"I think the most likely opponent is going to end up being [Liddell]," Sonnen said. "We'll see what happens there, but that's what I think is going to happen."
Liddell hasn't fought professionally since losing to Rich Franklin at UFC 115 in June 2010, which was his third straight defeat and fifth loss in six fights.
John Hackleman, Liddell's trainer, said in May the 47-year-old could potentially return to MMA for the right matchup.
"It would all depend upon—this sounds so bad—seriously, the people who know me know what a terrible mother hen I am when it comes to matching my fighters, but it would depend on the match," Hackleman said on the Anik and Florian podcast (h/t MMA Fighting's Jed Meshew). "I'm not gonna name who I would let him fight—well, it's not up to me to let him fight or not—but who I would OK and who I wouldn't."

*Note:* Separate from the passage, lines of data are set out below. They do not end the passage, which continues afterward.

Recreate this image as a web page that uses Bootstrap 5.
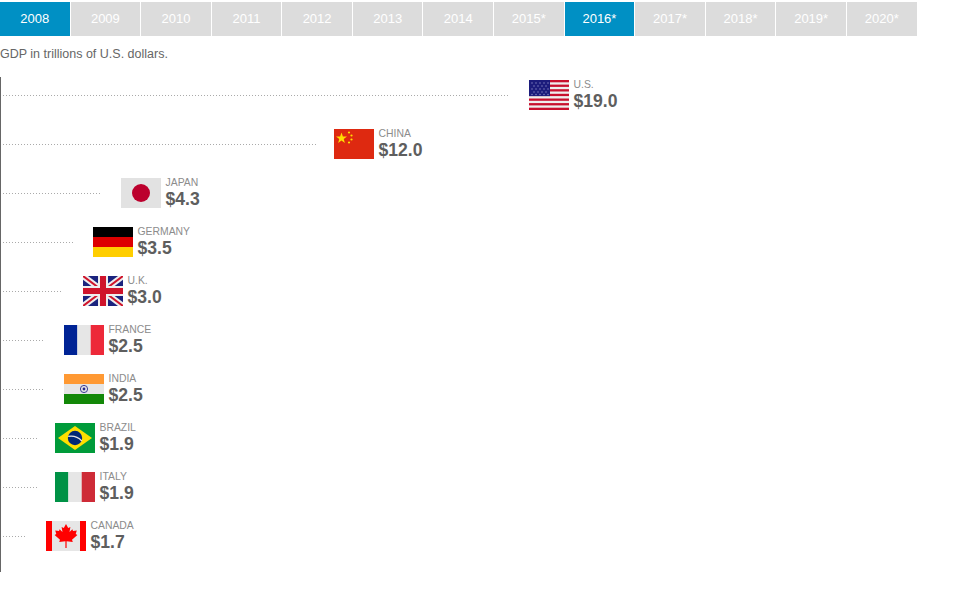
<!DOCTYPE html>
<html lang="en">
<head>
<meta charset="utf-8">
<title>GDP in trillions of U.S. dollars</title>
<link href="https://cdn.jsdelivr.net/npm/bootstrap@5.3.0/dist/css/bootstrap.min.css" rel="stylesheet">
<style>
body{font-family:"Liberation Sans",Arial,sans-serif;background:#fff;color:#666}
.year-bar{width:916.5px;gap:1px;padding-top:2px}
.year-tab{flex:1 1 0;height:34px;background:#dcdcdc;color:#fff;font-size:13px;line-height:34px;text-align:center;text-decoration:none}
.year-tab.on{background:#0090c4}
.sub-note{font-size:12.5px;line-height:14px;margin:11px 0 0;color:#666}
.gdp-chart{margin-top:16px;border-left:1px solid #666;padding:3px 0 21px 2px;width:960px}
.gdp-row{height:30px;margin-bottom:19px}
.gdp-row:last-child{margin-bottom:0}
.leader{height:1px;margin-top:1px;flex:none;background:repeating-linear-gradient(90deg,#aaa 0 1px,transparent 1px 3px)}
.flag-box{width:40px;height:30px;display:block;flex:none}
.gdp-text{margin-left:4.5px;line-height:1}
.gdp-name{font-size:10.4px;line-height:11px;color:#8c8c8c}
.gdp-val{font-size:17.6px;font-weight:700;line-height:22px;color:#5e5e5e}
</style>
</head>
<body>
<nav class="d-flex year-bar">
<a class="year-tab on" href="#">2008</a><a class="year-tab" href="#">2009</a><a class="year-tab" href="#">2010</a><a class="year-tab" href="#">2011</a><a class="year-tab" href="#">2012</a><a class="year-tab" href="#">2013</a><a class="year-tab" href="#">2014</a><a class="year-tab" href="#">2015*</a><a class="year-tab on" href="#">2016*</a><a class="year-tab" href="#">2017*</a><a class="year-tab" href="#">2018*</a><a class="year-tab" href="#">2019*</a><a class="year-tab" href="#">2020*</a>
</nav>
<p class="sub-note">GDP in trillions of U.S. dollars.</p>
<div class="gdp-chart">

<div class="d-flex align-items-center gdp-row">
<span class="leader" style="width:505px;margin-right:21px"></span>
<svg class="flag-box" viewBox="0 0 40 30"><rect width="40" height="30" fill="#eee"/><g fill="#c8102e"><rect y="0" width="40" height="2.3"/><rect y="4.6" width="40" height="2.3"/><rect y="9.2" width="40" height="2.3"/><rect y="13.8" width="40" height="2.3"/><rect y="18.5" width="40" height="2.3"/><rect y="23.1" width="40" height="2.3"/><rect y="27.7" width="40" height="2.3"/></g><rect width="21" height="16.1" fill="#1c1c7c"/><g fill="#8f8fc8"><circle cx="3" cy="3" r=".7"/><circle cx="7" cy="3" r=".7"/><circle cx="11" cy="3" r=".7"/><circle cx="15" cy="3" r=".7"/><circle cx="19" cy="3" r=".7"/><circle cx="5" cy="6" r=".7"/><circle cx="9" cy="6" r=".7"/><circle cx="13" cy="6" r=".7"/><circle cx="17" cy="6" r=".7"/><circle cx="3" cy="9" r=".7"/><circle cx="7" cy="9" r=".7"/><circle cx="11" cy="9" r=".7"/><circle cx="15" cy="9" r=".7"/><circle cx="19" cy="9" r=".7"/><circle cx="5" cy="12" r=".7"/><circle cx="9" cy="12" r=".7"/><circle cx="13" cy="12" r=".7"/><circle cx="17" cy="12" r=".7"/><circle cx="3" cy="14.5" r=".7"/><circle cx="7" cy="14.5" r=".7"/><circle cx="11" cy="14.5" r=".7"/><circle cx="15" cy="14.5" r=".7"/><circle cx="19" cy="14.5" r=".7"/></g></svg>
<div class="gdp-text"><div class="gdp-name">U.S.</div><div class="gdp-val">$19.0</div></div>
</div>

<div class="d-flex align-items-center gdp-row">
<span class="leader" style="width:313px;margin-right:18px"></span>
<svg class="flag-box" viewBox="0 0 40 30"><rect width="40" height="30" fill="#de2910"/><g fill="#ffde00"><polygon points="7.5,3.5 8.9,7.4 13,7.5 9.7,10 10.9,14 7.5,11.6 4.1,14 5.3,10 2,7.5 6.1,7.4"/><circle cx="15" cy="3.5" r="1.1"/><circle cx="17.5" cy="6.5" r="1.1"/><circle cx="17.5" cy="10.5" r="1.1"/><circle cx="15" cy="13.5" r="1.1"/></g></svg>
<div class="gdp-text"><div class="gdp-name">CHINA</div><div class="gdp-val">$12.0</div></div>
</div>

<div class="d-flex align-items-center gdp-row">
<span class="leader" style="width:98px;margin-right:20px"></span>
<svg class="flag-box" viewBox="0 0 40 30"><rect width="40" height="30" fill="#e2e2e2"/><circle cx="20" cy="15" r="9" fill="#bc002d"/></svg>
<div class="gdp-text"><div class="gdp-name">JAPAN</div><div class="gdp-val">$4.3</div></div>
</div>

<div class="d-flex align-items-center gdp-row">
<span class="leader" style="width:70px;margin-right:20px"></span>
<svg class="flag-box" viewBox="0 0 40 30"><rect width="40" height="10" fill="#000"/><rect y="10" width="40" height="10" fill="#dd0000"/><rect y="20" width="40" height="10" fill="#ffce00"/></svg>
<div class="gdp-text"><div class="gdp-name">GERMANY</div><div class="gdp-val">$3.5</div></div>
</div>

<div class="d-flex align-items-center gdp-row">
<span class="leader" style="width:59px;margin-right:21px"></span>
<svg class="flag-box" viewBox="0 0 40 30"><rect width="40" height="30" fill="#1a237e"/><path d="M0 0L40 30M40 0L0 30" stroke="#eee" stroke-width="6"/><path d="M0 0L40 30M40 0L0 30" stroke="#cf142b" stroke-width="2"/><path d="M20 0V30M0 15H40" stroke="#eee" stroke-width="10"/><path d="M20 0V30M0 15H40" stroke="#cf142b" stroke-width="6"/></svg>
<div class="gdp-text"><div class="gdp-name">U.K.</div><div class="gdp-val">$3.0</div></div>
</div>

<div class="d-flex align-items-center gdp-row">
<span class="leader" style="width:41px;margin-right:20px"></span>
<svg class="flag-box" viewBox="0 0 40 30"><rect width="13.4" height="30" fill="#002395"/><rect x="13.4" width="13.3" height="30" fill="#e6e6e6"/><rect x="26.7" width="13.3" height="30" fill="#ed2939"/></svg>
<div class="gdp-text"><div class="gdp-name">FRANCE</div><div class="gdp-val">$2.5</div></div>
</div>

<div class="d-flex align-items-center gdp-row">
<span class="leader" style="width:41px;margin-right:20px"></span>
<svg class="flag-box" viewBox="0 0 40 30"><rect width="40" height="10" fill="#ff9933"/><rect y="10" width="40" height="10" fill="#e6e6e6"/><rect y="20" width="40" height="10" fill="#138808"/><circle cx="20" cy="15" r="3.6" fill="none" stroke="#2a2a8c" stroke-width=".9"/><circle cx="20" cy="15" r="1.4" fill="#2a2a8c"/></svg>
<div class="gdp-text"><div class="gdp-name">INDIA</div><div class="gdp-val">$2.5</div></div>
</div>

<div class="d-flex align-items-center gdp-row">
<span class="leader" style="width:34px;margin-right:18px"></span>
<svg class="flag-box" viewBox="0 0 40 30"><rect width="40" height="30" fill="#009b3a"/><polygon points="20,3 37,15 20,27 3,15" fill="#fedf00"/><circle cx="20" cy="15" r="7.2" fill="#002776"/><path d="M13.2 13.4C18 12.6 23.5 14.4 26.8 18" stroke="#e6e6e6" stroke-width="1.3" fill="none"/></svg>
<div class="gdp-text"><div class="gdp-name">BRAZIL</div><div class="gdp-val">$1.9</div></div>
</div>

<div class="d-flex align-items-center gdp-row">
<span class="leader" style="width:34px;margin-right:18px"></span>
<svg class="flag-box" viewBox="0 0 40 30"><rect width="13.4" height="30" fill="#009246"/><rect x="13.4" width="13.3" height="30" fill="#e6e6e6"/><rect x="26.7" width="13.3" height="30" fill="#ce2b37"/></svg>
<div class="gdp-text"><div class="gdp-name">ITALY</div><div class="gdp-val">$1.9</div></div>
</div>

<div class="d-flex align-items-center gdp-row">
<span class="leader" style="width:24px;margin-right:19px"></span>
<svg class="flag-box" viewBox="0 0 40 30"><rect width="40" height="30" fill="#e6e6e6"/><rect width="6" height="30" fill="#f00"/><rect x="34" width="6" height="30" fill="#f00"/><path d="M20 3L22.2 7L24.4 5.9L23.5 11L26.4 8.2L27 10L30.8 9.4L29.7 13L31.4 14L26 18.8L26.8 21L20.6 20.2V27H19.4V20.2L13.2 21L14 18.8L8.6 14L10.3 13L9.2 9.4L13 10L13.6 8.2L16.5 11L15.6 5.9L17.8 7Z" fill="#f00"/></svg>
<div class="gdp-text"><div class="gdp-name">CANADA</div><div class="gdp-val">$1.7</div></div>
</div>

</div>
<script src="https://cdn.jsdelivr.net/npm/bootstrap@5.3.0/dist/js/bootstrap.bundle.min.js"></script>
</body>
</html>
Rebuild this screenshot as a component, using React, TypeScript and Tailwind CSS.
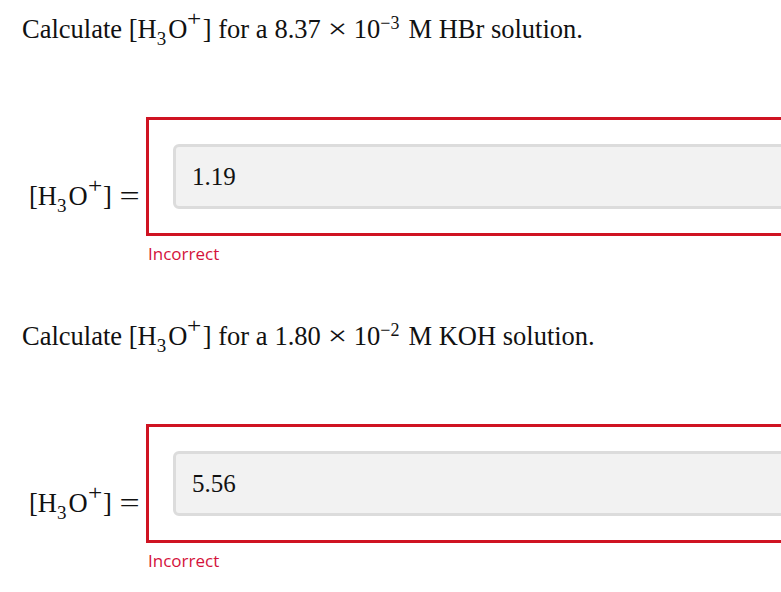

Liddell had gotten fans excited when he posted a photo on Instagram showing off his still-impressive physique:
However, Liddell told Bleacher Report's Jonathan Snowden that he had been training for a television commercial instead of an MMA return. He also brushed aside Hackleman's comments, neither confirming nor denying he'd come back to fight.
Bellator would make sense for Liddell should return to the cage. In addition to Sonnen, other aging fighters including Ken Shamrock, Quinton Jackson and Tito Ortiz have capitalized on their star power to earn healthy paydays with the company.
Regardless of whom he's fighting, Liddell's return would almost certainly be a highly anticipated fight among MMA fans.